Data extract »
- - - -
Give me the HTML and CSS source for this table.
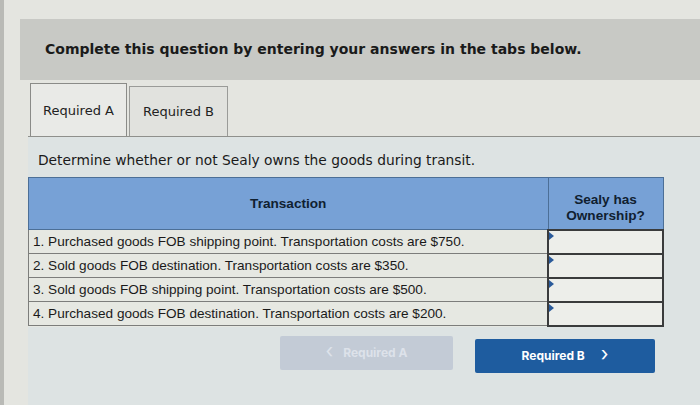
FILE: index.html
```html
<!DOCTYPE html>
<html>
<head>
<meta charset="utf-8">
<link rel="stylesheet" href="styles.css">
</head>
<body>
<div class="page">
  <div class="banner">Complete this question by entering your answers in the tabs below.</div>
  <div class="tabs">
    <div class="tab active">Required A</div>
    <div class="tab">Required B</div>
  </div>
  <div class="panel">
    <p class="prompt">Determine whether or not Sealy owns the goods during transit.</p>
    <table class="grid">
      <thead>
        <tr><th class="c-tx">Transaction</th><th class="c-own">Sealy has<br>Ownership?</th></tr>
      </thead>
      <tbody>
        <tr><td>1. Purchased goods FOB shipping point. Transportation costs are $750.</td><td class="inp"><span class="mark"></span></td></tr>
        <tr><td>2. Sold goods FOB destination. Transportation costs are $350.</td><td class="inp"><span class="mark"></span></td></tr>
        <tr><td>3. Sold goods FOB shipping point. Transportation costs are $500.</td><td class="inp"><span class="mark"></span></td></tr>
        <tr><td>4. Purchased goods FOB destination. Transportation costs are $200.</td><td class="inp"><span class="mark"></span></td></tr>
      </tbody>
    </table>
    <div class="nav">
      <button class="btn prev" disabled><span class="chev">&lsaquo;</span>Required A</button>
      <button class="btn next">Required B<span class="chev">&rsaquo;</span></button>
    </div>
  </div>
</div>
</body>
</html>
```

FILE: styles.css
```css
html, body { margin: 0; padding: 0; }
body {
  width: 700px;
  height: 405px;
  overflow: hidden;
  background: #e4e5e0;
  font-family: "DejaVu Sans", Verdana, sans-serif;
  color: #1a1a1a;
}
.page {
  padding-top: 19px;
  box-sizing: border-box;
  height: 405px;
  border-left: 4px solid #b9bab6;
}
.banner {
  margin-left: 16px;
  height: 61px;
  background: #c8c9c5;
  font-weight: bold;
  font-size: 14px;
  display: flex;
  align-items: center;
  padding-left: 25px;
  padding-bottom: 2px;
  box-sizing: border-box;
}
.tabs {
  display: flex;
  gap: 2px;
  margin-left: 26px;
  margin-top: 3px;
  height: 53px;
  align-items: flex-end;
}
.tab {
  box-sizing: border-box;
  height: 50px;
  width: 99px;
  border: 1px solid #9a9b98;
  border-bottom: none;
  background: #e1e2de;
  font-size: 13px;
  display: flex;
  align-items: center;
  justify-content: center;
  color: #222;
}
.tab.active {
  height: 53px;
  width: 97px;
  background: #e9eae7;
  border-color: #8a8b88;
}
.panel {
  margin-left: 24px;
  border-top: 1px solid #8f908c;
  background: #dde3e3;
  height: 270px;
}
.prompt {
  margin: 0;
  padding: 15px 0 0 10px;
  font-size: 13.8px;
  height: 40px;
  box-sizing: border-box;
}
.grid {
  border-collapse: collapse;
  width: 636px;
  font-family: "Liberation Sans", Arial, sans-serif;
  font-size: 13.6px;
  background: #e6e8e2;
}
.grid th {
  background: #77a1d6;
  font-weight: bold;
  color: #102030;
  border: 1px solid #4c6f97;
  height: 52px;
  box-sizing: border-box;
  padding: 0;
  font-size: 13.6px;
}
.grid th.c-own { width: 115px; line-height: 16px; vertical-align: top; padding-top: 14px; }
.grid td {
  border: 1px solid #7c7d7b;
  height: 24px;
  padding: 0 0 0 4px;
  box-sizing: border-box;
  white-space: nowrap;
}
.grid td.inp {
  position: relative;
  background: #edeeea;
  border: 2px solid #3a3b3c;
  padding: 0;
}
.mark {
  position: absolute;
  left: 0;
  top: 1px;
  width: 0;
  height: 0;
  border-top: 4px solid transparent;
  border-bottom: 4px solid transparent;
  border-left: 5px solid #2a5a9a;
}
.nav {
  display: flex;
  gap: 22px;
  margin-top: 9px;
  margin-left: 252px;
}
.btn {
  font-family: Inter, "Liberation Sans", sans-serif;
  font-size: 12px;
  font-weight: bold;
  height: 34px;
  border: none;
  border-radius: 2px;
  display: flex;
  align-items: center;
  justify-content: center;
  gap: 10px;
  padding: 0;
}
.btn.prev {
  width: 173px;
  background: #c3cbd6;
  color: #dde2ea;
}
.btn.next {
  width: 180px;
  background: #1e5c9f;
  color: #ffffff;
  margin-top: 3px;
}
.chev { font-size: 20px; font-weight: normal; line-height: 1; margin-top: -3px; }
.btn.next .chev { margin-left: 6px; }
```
- - - -
The request » Keep the pictures out of the copy and return the rest of the data above exactly.

Exercise response »
Give me the HTML and CSS source for this table.
FILE: index.html
```html
<!DOCTYPE html>
<html>
<head>
<meta charset="utf-8">
<link rel="stylesheet" href="styles.css">
</head>
<body>
<div class="page">
  <div class="banner">Complete this question by entering your answers in the tabs below.</div>
  <div class="tabs">
    <div class="tab active">Required A</div>
    <div class="tab">Required B</div>
  </div>
  <div class="panel">
    <p class="prompt">Determine whether or not Sealy owns the goods during transit.</p>
    <table class="grid">
      <thead>
        <tr><th class="c-tx">Transaction</th><th class="c-own">Sealy has<br>Ownership?</th></tr>
      </thead>
      <tbody>
        <tr><td>1. Purchased goods FOB shipping point. Transportation costs are $750.</td><td class="inp"><span class="mark"></span></td></tr>
        <tr><td>2. Sold goods FOB destination. Transportation costs are $350.</td><td class="inp"><span class="mark"></span></td></tr>
        <tr><td>3. Sold goods FOB shipping point. Transportation costs are $500.</td><td class="inp"><span class="mark"></span></td></tr>
        <tr><td>4. Purchased goods FOB destination. Transportation costs are $200.</td><td class="inp"><span class="mark"></span></td></tr>
      </tbody>
    </table>
    <div class="nav">
      <button class="btn prev" disabled><span class="chev">&lsaquo;</span>Required A</button>
      <button class="btn next">Required B<span class="chev">&rsaquo;</span></button>
    </div>
  </div>
</div>
</body>
</html>
```

FILE: styles.css
```css
html, body { margin: 0; padding: 0; }
body {
  width: 700px;
  height: 405px;
  overflow: hidden;
  background: #e4e5e0;
  font-family: "DejaVu Sans", Verdana, sans-serif;
  color: #1a1a1a;
}
.page {
  padding-top: 19px;
  box-sizing: border-box;
  height: 405px;
  border-left: 4px solid #b9bab6;
}
.banner {
  margin-left: 16px;
  height: 61px;
  background: #c8c9c5;
  font-weight: bold;
  font-size: 14px;
  display: flex;
  align-items: center;
  padding-left: 25px;
  padding-bottom: 2px;
  box-sizing: border-box;
}
.tabs {
  display: flex;
  gap: 2px;
  margin-left: 26px;
  margin-top: 3px;
  height: 53px;
  align-items: flex-end;
}
.tab {
  box-sizing: border-box;
  height: 50px;
  width: 99px;
  border: 1px solid #9a9b98;
  border-bottom: none;
  background: #e1e2de;
  font-size: 13px;
  display: flex;
  align-items: center;
  justify-content: center;
  color: #222;
}
.tab.active {
  height: 53px;
  width: 97px;
  background: #e9eae7;
  border-color: #8a8b88;
}
.panel {
  margin-left: 24px;
  border-top: 1px solid #8f908c;
  background: #dde3e3;
  height: 270px;
}
.prompt {
  margin: 0;
  padding: 15px 0 0 10px;
  font-size: 13.8px;
  height: 40px;
  box-sizing: border-box;
}
.grid {
  border-collapse: collapse;
  width: 636px;
  font-family: "Liberation Sans", Arial, sans-serif;
  font-size: 13.6px;
  background: #e6e8e2;
}
.grid th {
  background: #77a1d6;
  font-weight: bold;
  color: #102030;
  border: 1px solid #4c6f97;
  height: 52px;
  box-sizing: border-box;
  padding: 0;
  font-size: 13.6px;
}
.grid th.c-own { width: 115px; line-height: 16px; vertical-align: top; padding-top: 14px; }
.grid td {
  border: 1px solid #7c7d7b;
  height: 24px;
  padding: 0 0 0 4px;
  box-sizing: border-box;
  white-space: nowrap;
}
.grid td.inp {
  position: relative;
  background: #edeeea;
  border: 2px solid #3a3b3c;
  padding: 0;
}
.mark {
  position: absolute;
  left: 0;
  top: 1px;
  width: 0;
  height: 0;
  border-top: 4px solid transparent;
  border-bottom: 4px solid transparent;
  border-left: 5px solid #2a5a9a;
}
.nav {
  display: flex;
  gap: 22px;
  margin-top: 9px;
  margin-left: 252px;
}
.btn {
  font-family: Inter, "Liberation Sans", sans-serif;
  font-size: 12px;
  font-weight: bold;
  height: 34px;
  border: none;
  border-radius: 2px;
  display: flex;
  align-items: center;
  justify-content: center;
  gap: 10px;
  padding: 0;
}
.btn.prev {
  width: 173px;
  background: #c3cbd6;
  color: #dde2ea;
}
.btn.next {
  width: 180px;
  background: #1e5c9f;
  color: #ffffff;
  margin-top: 3px;
}
.chev { font-size: 20px; font-weight: normal; line-height: 1; margin-top: -3px; }
.btn.next .chev { margin-left: 6px; }
```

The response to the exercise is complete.